Sunday, June 4, 2017

The Triad Of Completion: A Sunday Rumination

     There are certainly a lot of “threes” in the Bible. Some are more visible than others: the Trinity and Simon Peter’s three “denials” of Christ during the Passion, for example. But one other “three” is on my mind this morning, owing to a passage in the Gospel According to John:

     So when they had dined, Jesus saith to Simon Peter, Simon, son of Jonas, lovest thou me more than these? He saith unto him, Yea, Lord; thou knowest that I love thee. He saith unto him, Feed my lambs. He saith to him again the second time, Simon, son of Jonas, lovest thou me? He saith unto him, Yea, Lord; thou knowest that I love thee. He saith unto him, Feed my sheep. He saith unto him the third time, Simon, son of Jonas, lovest thou me? Peter was grieved because he said unto him the third time, Lovest thou me? And he said unto him, Lord, thou knowest all things; thou knowest that I love thee. Jesus saith unto him, Feed my sheep. [John 21:15-17]

     A bit reminiscent of Lewis Carroll’s “What I tell you three times is true,” isn’t it? Yet it has traditional significance. The “tell me three times” practice is believed to remove all doubt, to answer a question finally and beyond dispute. Peter was to become the first Bishop of Rome (a.k.a. Pope) and set the Church on its course through the centuries. It would cost him his life, as Jesus foretold in the next verse:

     Verily, verily, I say unto thee, When thou wast young, thou girded thyself, and walked whither thou wouldst: but when thou shalt be old, thou shalt stretch forth thy hands, and another shall gird thee, and carry thee whither thou wouldst not.

     The Redeemer wanted to be certain that Peter believed himself the right man for the job before He was to pronounce such a doom. For another “three” was in the process of completion, the triad of miracles that capped Christ’s ministry among men: the Resurrection, the Ascension, and the event Christians commemorate today: the descent of the Holy Spirit upon the Apostles:

     And when the day of Pentecost was fully come, they were all with one accord in one place. And suddenly there came a sound from heaven as of a rushing mighty wind, and it filled all the house where they were sitting. And there appeared unto them cloven tongues like as of fire, and it sat upon each of them. And they were all filled with the Holy Ghost, and began to speak with other tongues, as the Spirit gave them utterance.
     And there were dwelling at Jerusalem Jews, devout men, out of every nation under heaven. Now when this was noised abroad, the multitude came together, and were confounded, because that every man heard them speak in his own language.
     And they were all amazed and marvelled, saying one to another, Behold, are not all these which speak Galileans? And how hear we every man in our own tongue, wherein we were born? Parthians, and Medes, and Elamites, and the dwellers in Mesopotamia, and in Judaea, and Cappadocia, in Pontus, and Asia, Phrygia, and Pamphylia, in Egypt, and in the parts of Libya about Cyrene, and strangers of Rome, Jews and proselytes, Cretes and Arabians, we do hear them speak in our tongues the wonderful works of God.
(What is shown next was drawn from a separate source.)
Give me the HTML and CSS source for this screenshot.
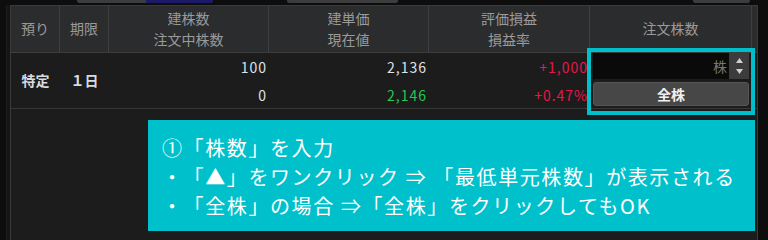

     The Paraclete bestowed upon the Apostles a “three” of his own:

  1. Understanding, that they might preach plainly what Jesus had taught them;
  2. Tongues, that each hearer should hear their preachments in his own language;
  3. Courage, to accept the hardships and hazards of evangelism in the cause of Christ.

     All three of those gifts would be required for their mission.

     The Pentecost miracle is the final element in the miraculous triad that completed Christ’s journey among men. It wasn’t merely a stroke of generosity, but a reinforcement of the proclamation of duty He had laid upon them: the Great Commission. The Son of God would not leave His Apostles without the things they needed to fulfill His charge.

     Despite persecution, doctrinal missteps, and misdeeds and lapses in judgment among its clerics, the Church of which Peter was the first primate has flourished. Christianity has spread throughout the world: not by force or intimidation, but by the power of its messages of forgiveness, love, and eternal life. Yet it’s important to remember that like all that lives and grows, the Church had a birthday: the Pentecost, which completed the triad begun by the Resurrection and the Ascension, invested understanding, tongues, and courage in the eleven Galilean fishermen who witnessed them, and powered their fulfillment of Christ’s command to “Go, and teach all nations:”

     Go ye therefore, and teach all nations, baptizing them in the name of the Father, and of the Son, and of the Holy Ghost: Teaching them to observe all things whatsoever I have commanded you: and, lo, I am with you always, even unto the end of the world. Amen. [Matthew 28:19-20]

     May God bless and keep you all.